At the time, I was too young to understand the gravity of such a question, so I would always reassure her, no. Maybe I even loved her at that point, and meant it. But I’ve since cut off all ties with her, and after the divorce, she has no one left. Her relatives lead their own lives, and she’s never had enough of a personality to make any friends. I’ve lived with her long enough to understand what a hollow, empty existence she has.

Now I’m old enough to know that she’ll die alone.

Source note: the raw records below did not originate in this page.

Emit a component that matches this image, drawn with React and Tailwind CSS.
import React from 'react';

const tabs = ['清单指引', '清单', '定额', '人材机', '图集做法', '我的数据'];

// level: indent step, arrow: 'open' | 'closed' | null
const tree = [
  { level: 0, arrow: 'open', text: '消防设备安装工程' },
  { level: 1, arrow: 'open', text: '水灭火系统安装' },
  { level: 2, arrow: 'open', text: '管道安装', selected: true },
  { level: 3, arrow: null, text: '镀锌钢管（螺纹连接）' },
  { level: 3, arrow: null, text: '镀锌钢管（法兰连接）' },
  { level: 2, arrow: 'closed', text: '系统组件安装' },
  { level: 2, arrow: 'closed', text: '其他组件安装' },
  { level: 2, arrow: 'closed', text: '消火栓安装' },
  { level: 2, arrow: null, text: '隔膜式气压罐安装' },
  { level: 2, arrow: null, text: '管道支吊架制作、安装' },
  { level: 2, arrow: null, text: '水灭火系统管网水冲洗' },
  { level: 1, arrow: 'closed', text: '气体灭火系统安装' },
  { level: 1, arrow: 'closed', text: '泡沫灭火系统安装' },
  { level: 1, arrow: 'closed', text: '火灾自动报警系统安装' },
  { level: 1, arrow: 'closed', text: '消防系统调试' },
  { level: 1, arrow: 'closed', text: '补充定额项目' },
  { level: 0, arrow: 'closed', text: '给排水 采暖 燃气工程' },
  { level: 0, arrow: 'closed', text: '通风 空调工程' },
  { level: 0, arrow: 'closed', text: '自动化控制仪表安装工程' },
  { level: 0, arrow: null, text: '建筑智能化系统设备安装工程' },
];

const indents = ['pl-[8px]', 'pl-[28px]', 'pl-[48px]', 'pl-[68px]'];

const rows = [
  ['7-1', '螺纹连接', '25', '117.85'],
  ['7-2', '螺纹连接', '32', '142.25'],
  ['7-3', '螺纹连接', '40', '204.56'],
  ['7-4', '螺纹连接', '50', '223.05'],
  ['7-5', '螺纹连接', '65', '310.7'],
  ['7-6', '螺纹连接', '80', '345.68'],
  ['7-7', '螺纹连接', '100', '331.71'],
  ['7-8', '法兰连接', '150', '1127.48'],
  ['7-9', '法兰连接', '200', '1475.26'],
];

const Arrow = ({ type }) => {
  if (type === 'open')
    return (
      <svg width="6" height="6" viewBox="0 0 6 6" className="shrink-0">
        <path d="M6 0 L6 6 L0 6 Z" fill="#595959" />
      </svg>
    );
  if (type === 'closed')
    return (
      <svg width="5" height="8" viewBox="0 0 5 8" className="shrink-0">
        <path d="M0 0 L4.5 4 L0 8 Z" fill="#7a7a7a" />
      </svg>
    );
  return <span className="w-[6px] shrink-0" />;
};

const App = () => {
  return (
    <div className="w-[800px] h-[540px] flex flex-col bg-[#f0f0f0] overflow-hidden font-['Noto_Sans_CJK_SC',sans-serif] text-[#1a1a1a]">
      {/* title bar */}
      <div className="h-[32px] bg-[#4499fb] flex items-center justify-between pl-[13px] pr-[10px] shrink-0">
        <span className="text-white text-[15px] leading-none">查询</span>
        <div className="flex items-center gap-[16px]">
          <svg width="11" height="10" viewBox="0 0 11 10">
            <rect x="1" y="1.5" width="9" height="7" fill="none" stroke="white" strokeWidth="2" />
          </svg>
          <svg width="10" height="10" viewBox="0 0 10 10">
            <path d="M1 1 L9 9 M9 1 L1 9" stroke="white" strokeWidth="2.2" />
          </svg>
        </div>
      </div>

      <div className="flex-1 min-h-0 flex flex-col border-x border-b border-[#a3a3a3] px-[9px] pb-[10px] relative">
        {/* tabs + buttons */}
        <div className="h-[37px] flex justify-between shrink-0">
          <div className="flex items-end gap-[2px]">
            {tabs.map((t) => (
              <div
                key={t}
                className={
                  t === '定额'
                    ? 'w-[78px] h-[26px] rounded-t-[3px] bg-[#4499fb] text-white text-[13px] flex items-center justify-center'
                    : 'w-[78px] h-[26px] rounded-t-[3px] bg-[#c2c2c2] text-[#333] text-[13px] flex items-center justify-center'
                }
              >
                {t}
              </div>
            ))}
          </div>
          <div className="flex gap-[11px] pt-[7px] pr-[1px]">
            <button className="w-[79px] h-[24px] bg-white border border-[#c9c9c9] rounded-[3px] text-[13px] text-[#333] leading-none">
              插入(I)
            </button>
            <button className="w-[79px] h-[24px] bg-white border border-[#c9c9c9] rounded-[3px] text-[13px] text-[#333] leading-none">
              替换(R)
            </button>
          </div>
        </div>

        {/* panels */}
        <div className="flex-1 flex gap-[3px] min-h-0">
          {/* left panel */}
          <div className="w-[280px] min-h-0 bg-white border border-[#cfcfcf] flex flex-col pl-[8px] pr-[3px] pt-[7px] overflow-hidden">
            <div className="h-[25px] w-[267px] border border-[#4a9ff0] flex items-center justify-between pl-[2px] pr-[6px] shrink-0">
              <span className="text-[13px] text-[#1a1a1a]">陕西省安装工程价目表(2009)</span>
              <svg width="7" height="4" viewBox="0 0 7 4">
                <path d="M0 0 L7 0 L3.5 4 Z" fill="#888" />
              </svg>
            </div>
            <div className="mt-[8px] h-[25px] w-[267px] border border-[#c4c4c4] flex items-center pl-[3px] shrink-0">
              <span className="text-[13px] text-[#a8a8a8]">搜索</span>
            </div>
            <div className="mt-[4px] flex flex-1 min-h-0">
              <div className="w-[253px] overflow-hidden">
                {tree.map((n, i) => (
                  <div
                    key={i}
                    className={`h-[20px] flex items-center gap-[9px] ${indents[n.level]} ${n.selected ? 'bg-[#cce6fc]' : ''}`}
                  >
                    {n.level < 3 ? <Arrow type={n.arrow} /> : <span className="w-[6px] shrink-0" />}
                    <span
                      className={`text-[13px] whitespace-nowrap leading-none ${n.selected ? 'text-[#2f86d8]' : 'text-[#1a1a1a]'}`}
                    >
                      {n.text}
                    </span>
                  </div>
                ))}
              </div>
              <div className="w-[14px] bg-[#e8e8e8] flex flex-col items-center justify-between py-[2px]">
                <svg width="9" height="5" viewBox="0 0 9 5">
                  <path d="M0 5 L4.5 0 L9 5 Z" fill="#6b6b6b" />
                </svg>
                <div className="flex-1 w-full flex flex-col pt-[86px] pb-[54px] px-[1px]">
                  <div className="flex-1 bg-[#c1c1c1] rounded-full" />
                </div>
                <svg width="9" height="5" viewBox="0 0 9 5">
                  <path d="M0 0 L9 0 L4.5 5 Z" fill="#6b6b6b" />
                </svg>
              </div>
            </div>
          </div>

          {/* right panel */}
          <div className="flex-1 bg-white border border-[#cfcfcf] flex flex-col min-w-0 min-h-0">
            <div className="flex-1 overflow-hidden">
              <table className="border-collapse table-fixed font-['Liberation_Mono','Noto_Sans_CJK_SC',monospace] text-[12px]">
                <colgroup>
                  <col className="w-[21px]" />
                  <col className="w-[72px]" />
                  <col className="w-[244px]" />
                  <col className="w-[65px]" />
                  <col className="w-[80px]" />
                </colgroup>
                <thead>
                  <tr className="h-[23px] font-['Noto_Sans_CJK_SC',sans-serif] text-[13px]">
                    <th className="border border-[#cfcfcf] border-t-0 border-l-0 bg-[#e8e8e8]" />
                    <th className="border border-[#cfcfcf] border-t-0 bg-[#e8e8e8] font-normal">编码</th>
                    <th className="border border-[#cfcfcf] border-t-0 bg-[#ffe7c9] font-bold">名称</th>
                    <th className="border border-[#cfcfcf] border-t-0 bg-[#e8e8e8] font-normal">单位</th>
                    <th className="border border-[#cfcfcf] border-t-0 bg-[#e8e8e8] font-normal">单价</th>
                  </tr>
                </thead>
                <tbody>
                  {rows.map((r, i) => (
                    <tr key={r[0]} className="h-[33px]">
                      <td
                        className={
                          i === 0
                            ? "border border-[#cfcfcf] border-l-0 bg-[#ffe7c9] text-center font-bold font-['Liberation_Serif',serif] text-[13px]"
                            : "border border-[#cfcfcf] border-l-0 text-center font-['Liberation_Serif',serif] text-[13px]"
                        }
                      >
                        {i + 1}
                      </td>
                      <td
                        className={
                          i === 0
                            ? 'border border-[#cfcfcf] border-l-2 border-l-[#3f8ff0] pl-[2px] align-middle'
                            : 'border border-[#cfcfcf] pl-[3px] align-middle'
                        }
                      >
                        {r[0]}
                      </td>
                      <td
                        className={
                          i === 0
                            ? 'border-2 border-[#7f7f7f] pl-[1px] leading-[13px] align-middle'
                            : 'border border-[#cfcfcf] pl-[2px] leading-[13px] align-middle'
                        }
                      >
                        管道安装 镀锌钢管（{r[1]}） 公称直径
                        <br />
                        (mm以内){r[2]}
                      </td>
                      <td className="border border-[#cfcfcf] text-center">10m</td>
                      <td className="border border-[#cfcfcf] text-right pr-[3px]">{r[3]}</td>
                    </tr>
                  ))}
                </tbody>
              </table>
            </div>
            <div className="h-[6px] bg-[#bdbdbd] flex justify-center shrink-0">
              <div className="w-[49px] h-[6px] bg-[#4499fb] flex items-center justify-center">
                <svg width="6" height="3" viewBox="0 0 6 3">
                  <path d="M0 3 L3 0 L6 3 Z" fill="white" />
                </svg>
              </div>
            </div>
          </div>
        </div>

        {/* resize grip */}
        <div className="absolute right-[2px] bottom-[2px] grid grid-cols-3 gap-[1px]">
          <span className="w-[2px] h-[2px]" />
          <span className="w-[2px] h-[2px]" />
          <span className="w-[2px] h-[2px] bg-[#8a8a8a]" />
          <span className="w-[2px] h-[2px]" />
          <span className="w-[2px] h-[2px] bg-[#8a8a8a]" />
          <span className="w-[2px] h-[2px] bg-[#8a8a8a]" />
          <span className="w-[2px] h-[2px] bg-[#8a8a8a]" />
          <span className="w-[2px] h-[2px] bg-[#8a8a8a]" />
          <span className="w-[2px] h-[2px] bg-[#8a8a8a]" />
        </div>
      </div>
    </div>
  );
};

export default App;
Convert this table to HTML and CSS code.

And that it’ll be exactly what she deserves.

2 comments

  1. I completely understand where you are coming from with this post. My parents divorced when I was 13 due to an alcoholic abusive dad. I vowed then (as I was young and totally oblivious to how life really works) that I would hate my dad for the rest of my life. As I grew older, I changed and finally had a talk with him about how I really felt. He was never going to change his ways and I could accept it or continue to hate him for the way he was always going to be. As fate would have it, I was the one he chose to spend his last days with. I took care of him until his last breath. I won’t say I feel like I should be given a gold medal for being such a forgiving child after all the torment he put me and my family through, but I know I won’t ever be asking myself “What if I had done this…..” I realize this isn’t the case with you and your parents, but I hate to see you think this way about your mother. Thinking like this often drains the very life out of you…..

  2. It’s certainly a self-destructive feeling, something of which I do want to let go, but I can’t. I think it’s quite commendable that you were able to forgive your dad in such a way, and take care of him before his passing.

    Unfortunately, forgiveness in not a choice for me. The emotional scarring has made up my mind.